Let me tell you about Jerry (not his real name). Jerry enrolled in my choir class his senior year of high school back when I taught in public school. He had an amazing personality, dominated the basketball court as a star player, and after teaching him I can’t recall a time where he complained. See, he was in a beginning choir class where the men were outnumbered five to one. He had every chance to complain. But he didn’t.
The entire baritone section was comprised of (in addition to Jerry) recent immigrants from Myanmar who did not speak a syllable of English. These boys did come from a singing background and had great work ethics. With as much in the news and politics about immigration, my short and personal opinion is that we should welcome anyone who would like to live in this country as long as we have the same standards for them as we do for ourselves.
As much as I could try to explain that there was a concert coming up, my baritone section could not understand. In my first year of teaching I tried making a syllabus in Korean using the beta version of Google translate. God only knows what that syllabus actually said. I did not have the patience, time, or headspace to try to translate every language that was in my classroom. My beginning choir classes were dumping grounds for any transient student and eventually became the catalyst for my pursuit of a career in an independent school.

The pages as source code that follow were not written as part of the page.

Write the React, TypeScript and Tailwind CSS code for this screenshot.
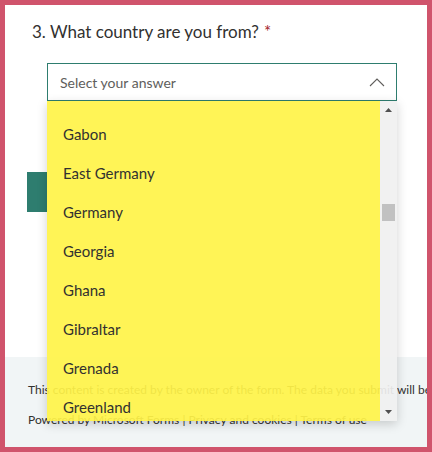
import React from "react";

const countries = ["Gabon", "East Germany", "Germany", "Georgia", "Ghana", "Gibraltar", "Grenada", "Greenland", "Guam"];

export default function App() {
  return (
    <div
      className="relative w-[432px] h-[452px] border-[5px] border-[#d0546c] bg-white flex flex-col overflow-hidden"
      style={{ fontFamily: 'Lato, "Open Sans", sans-serif' }}
    >
      <div className="flex-1 flex flex-col pl-[27px] pt-[15px]">
        <div className="flex items-baseline text-[17px] leading-[24px] text-[#323130]">
          <span className="mr-[4px]">3.</span>
          <span>What country are you from?</span>
          <span className="ml-[5px] text-[#a4262c]">*</span>
        </div>
        <div className="ml-[15px] mt-[19px] w-[350px] h-[38px] border border-[#2e7d6f] flex items-center justify-between pl-[12px] pr-[11px]">
          <span className="text-[14px] text-[#605e5c]">Select your answer</span>
          <svg width="16" height="9" viewBox="0 0 16 9" fill="none">
            <polyline points="1,8 8,1 15,8" stroke="#605e5c" strokeWidth="1.1" />
          </svg>
        </div>
        <div className="-ml-[5px] mt-[71px] w-[20px] h-[40px] bg-[#2e7d6f]" />
      </div>
      <footer className="h-[90px] shrink-0 bg-[#f1f5f6] pl-[23px] pt-[23px] flex flex-col gap-[11px] text-[12px] leading-[19px] text-[#323130] whitespace-nowrap">
        <div>This content is created by the owner of the form. The data you submit will be sent to the form owner.</div>
        <div>Powered by Microsoft Forms | Privacy and cookies | Terms of use</div>
      </footer>

      <div className="absolute left-[42px] top-[96px] w-[350px] h-[320px] flex shadow-[0_3px_10px_rgba(0,0,0,0.18)] overflow-hidden">
        <div className="flex-1 bg-[rgba(255,243,72,0.92)] pt-[14px] flex flex-col">
          {countries.map((c) => (
            <div key={c} className="h-[39px] shrink-0 flex items-center pl-[16px] text-[15px] text-[#323130]">
              {c}
            </div>
          ))}
        </div>
        <div className="relative w-[17px] bg-[rgba(240,240,240,0.92)]">
          <svg className="absolute left-[5px] top-[7px]" width="7" height="4" viewBox="0 0 7 4">
            <polygon points="0,4 3.5,0 7,4" fill="#505050" />
          </svg>
          <div className="absolute left-[2px] top-[103px] w-[13px] h-[17px] bg-[#c1c1c1]" />
          <svg className="absolute left-[5px] bottom-[7px]" width="7" height="4" viewBox="0 0 7 4">
            <polygon points="0,0 7,0 3.5,4" fill="#505050" />
          </svg>
        </div>
      </div>
    </div>
  );
}
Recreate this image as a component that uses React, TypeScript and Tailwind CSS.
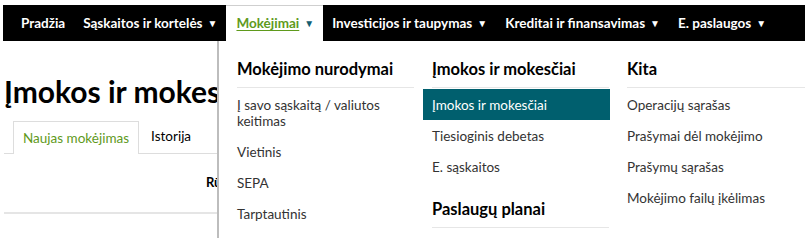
const font = { fontFamily: 'Lato, "Noto Sans", sans-serif' }

function NavItem(props: { label: string; caret?: boolean; active?: boolean }) {
  if (props.active) {
    return (
      <div className="h-full flex items-center pl-[10px] pr-[9px] bg-white border-t border-[#cfcfcf]">
        <span className="text-[#5f9a1c] underline underline-offset-2 decoration-1">{props.label}</span>
        <span className="ml-[5px] text-[10px] text-[#135e72]">▼</span>
      </div>
    )
  }
  return (
    <div className="h-full flex items-center px-[9px] text-white">
      <span>{props.label}</span>
      {props.caret && <span className="ml-[5px] text-[10px]">▼</span>}
    </div>
  )
}

function Item(props: { children: React.ReactNode; active?: boolean }) {
  return (
    <div
      className={
        'pt-[8px] pb-[7px] leading-[16px] text-[13.5px] ' +
        (props.active ? 'bg-[#005f6e] text-white -ml-[9px] pl-[9px] mr-[-1px]' : 'text-[#333]')
      }
    >
      {props.children}
    </div>
  )
}

function Heading(props: { children: React.ReactNode; className?: string }) {
  return (
    <div className={'pt-[16px] pb-[6px] leading-[24px] text-[16.5px] font-bold text-black border-b border-[#e6e6e6] mb-[1px] ' + (props.className ?? '')}>
      {props.children}
    </div>
  )
}

export default function App() {
  return (
    <div className="relative w-[805px] h-[238px] overflow-hidden bg-white" style={font}>
      <div className="pt-[5px] pl-[3px]">
        <nav className="h-[36px] bg-black flex items-center pl-[9px] text-[13.5px] font-bold">
          <NavItem label="Pradžia" />
          <NavItem label="Sąskaitos ir kortelės" caret />
          <NavItem label="Mokėjimai" active />
          <NavItem label="Investicijos ir taupymas" caret />
          <NavItem label="Kreditai ir finansavimas" caret />
          <NavItem label="E. paslaugos" caret />
        </nav>

        <div className="pl-[1px]">
          <h1 className="mt-[30px] text-[30px] leading-[40px] font-bold text-black whitespace-nowrap">Įmokos ir mokesčiai</h1>
          <div className="mt-[10px] flex items-end border-b border-[#dddddd] h-[33px]">
            <div className="ml-[9px] h-[33px] px-[9px] flex items-center border border-b-0 border-[#dddddd] bg-white mb-[-1px] text-[13.5px] text-[#5f9a1c]">
              Naujas mokėjimas
            </div>
            <div className="ml-[12px] h-[33px] flex items-center text-[13.5px] text-black">Istorija</div>
          </div>
          <div className="h-[58px] flex items-center pl-[202px]">
            <span className="text-[13px] font-bold text-black">Rūšiuoti</span>
          </div>
          <div className="h-[2px] bg-[#e5e5e5]" />
        </div>
      </div>

      <div className="absolute left-[217px] top-[41px] right-0 bottom-0 bg-white border-l-2 border-[#bdbdbd] pl-[9px] flex">
        <div className="w-[195px] px-[9px]">
          <Heading>Mokėjimo nurodymai</Heading>
          <Item>
            Į savo sąskaitą / valiutos
            <br />
            keitimas
          </Item>
          <Item>Vietinis</Item>
          <Item>SEPA</Item>
          <Item>Tarptautinis</Item>
        </div>
        <div className="w-[195px] px-[9px]">
          <Heading>Įmokos ir mokesčiai</Heading>
          <Item active>Įmokos ir mokesčiai</Item>
          <Item>Tiesioginis debetas</Item>
          <Item>E. sąskaitos</Item>
          <Heading className="mt-[-1px]">Paslaugų planai</Heading>
        </div>
        <div className="flex-1 pl-[9px]">
          <Heading>Kita</Heading>
          <Item>Operacijų sąrašas</Item>
          <Item>Prašymai dėl mokėjimo</Item>
          <Item>Prašymų sąrašas</Item>
          <Item>Mokėjimo failų įkėlimas</Item>
        </div>
      </div>
    </div>
  )
}
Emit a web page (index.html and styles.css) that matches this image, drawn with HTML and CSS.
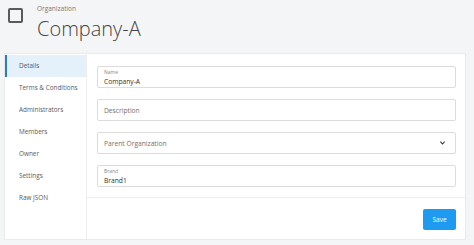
FILE: index.html
```html
<!DOCTYPE html>
<html>
<head>
<meta charset="utf-8">
<link rel="stylesheet" href="styles.css">
</head>
<body>
<header class="page-header">
  <div class="entity-icon"></div>
  <div class="title-block">
    <div class="kicker">Organization</div>
    <h1 class="title">Company-A</h1>
  </div>
</header>
<section class="card">
  <nav class="sidenav">
    <div class="nav-item active">Details</div>
    <div class="nav-item">Terms &amp; Conditions</div>
    <div class="nav-item">Administrators</div>
    <div class="nav-item">Members</div>
    <div class="nav-item">Owner</div>
    <div class="nav-item">Settings</div>
    <div class="nav-item">Raw JSON</div>
  </nav>
  <div class="main">
    <div class="form">
      <div class="field filled">
        <div class="field-label">Name</div>
        <div class="field-value">Company-A</div>
      </div>
      <div class="field empty">Description</div>
      <div class="field empty select">
        <span>Parent Organization</span>
        <svg class="chevron" width="5" height="4" viewBox="0 0 5 4"><path d="M0.4 0.6 L2.5 3 L4.6 0.6" fill="none" stroke="#333" stroke-width="1.1"/></svg>
      </div>
      <div class="field filled">
        <div class="field-label">Brand</div>
        <div class="field-value">Brand1</div>
      </div>
    </div>
    <div class="footer">
      <button class="btn-save">Save</button>
    </div>
  </div>
</section>
</body>
</html>
```

FILE: styles.css
```css
* { box-sizing: border-box; }
html, body { margin: 0; padding: 0; }
body {
  background: #f4f5f7;
  font-family: "Open Sans", "Noto Sans", sans-serif;
  width: 474px;
  height: 245px;
  overflow: hidden;
}
.page-header {
  display: flex;
  align-items: flex-start;
  height: 53px;
}
.entity-icon {
  width: 15px;
  height: 15px;
  margin: 8px 0 0 8px;
  border: 2px solid #5a5a5a;
  border-radius: 2px;
}
.title-block {
  margin-left: 14px;
  padding-top: 4px;
}
.kicker {
  font-size: 6.5px;
  line-height: 9px;
  color: #777;
}
.title {
  margin: 4px 0 0;
  font-size: 20px;
  line-height: 24px;
  font-weight: 300;
  color: #444;
}
.card {
  display: flex;
  margin: 0 8px 0 4px;
  height: 187px;
  background: #fff;
  border: 1px solid #e9eaec;
}
.sidenav {
  width: 82px;
  padding-top: 1px;
  border-right: 1px solid #eeeeee;
  flex: none;
}
.nav-item {
  height: 22px;
  line-height: 22px;
  padding-left: 12px;
  font-size: 6.4px;
  color: #5a5a5a;
  border-left: 2px solid transparent;
}
.nav-item.active {
  background: #e4f1fb;
  border-left-color: #2a7cc0;
}
.main {
  flex: 1;
  display: flex;
  flex-direction: column;
}
.form {
  display: flex;
  flex-direction: column;
  gap: 11px;
  padding: 12px 9px 10px 10px;
  border-bottom: 1px solid #eeeeee;
}
.field {
  height: 22px;
  border: 1px solid #dcdcdc;
  border-radius: 2px;
  padding: 2px 6px 1px;
}
.field-label {
  font-size: 5px;
  line-height: 7px;
  color: #888;
}
.field-value {
  font-size: 6.7px;
  line-height: 11px;
  color: #333;
}
.field.empty {
  display: flex;
  align-items: center;
  padding: 0 6px;
  font-size: 6.7px;
  color: #707070;
}
.field.select {
  justify-content: space-between;
}
.chevron { margin-right: 4px; }
.footer {
  flex: 1;
  display: flex;
  justify-content: flex-end;
  align-items: flex-start;
  padding: 11px 9px 0 0;
}
.btn-save {
  width: 33px;
  height: 21px;
  border: none;
  border-radius: 2px;
  background: #1e9bf0;
  color: #fff;
  font-family: "Open Sans", "Noto Sans", sans-serif;
  font-size: 6.5px;
  padding: 0;
}
```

Well, when it came time for this particular choir to come on stage at the concert, I noticed that Jerry was the only male voice. So on this A Capella, three part harmony piece in Latin, instead of conducting, I joined the choir and sang with him. The crowd celebrated Jerry with a rousing ovation and about a week later, those students that missed the concert were never to be seen again. Forever vagabonds.
Here are the liner notes from my best selling work to date:
My first exposure to this piece came as an accompanist for vioin studios. “Chorus from Judas Maccabeus” is a well known tune in the Suzuki repertoire. In my first teaching position, I was looking for music on a very minimal budget and remembered this piece. After some research, I arranged this gem for my beginning Freshman Choir.
This arrangement of “Canticorum Jubilo” from Judas Maccabeus works well with a beginner group of middle school voices or early high school changing voice. Please feel free to adapt the notes to what works best for your group. I have provided some suggested optional notes. The Latin is not difficult and the opportunity to sing such rich harmonies in an A Cappella setting is a very fruitful endeavor for young singers.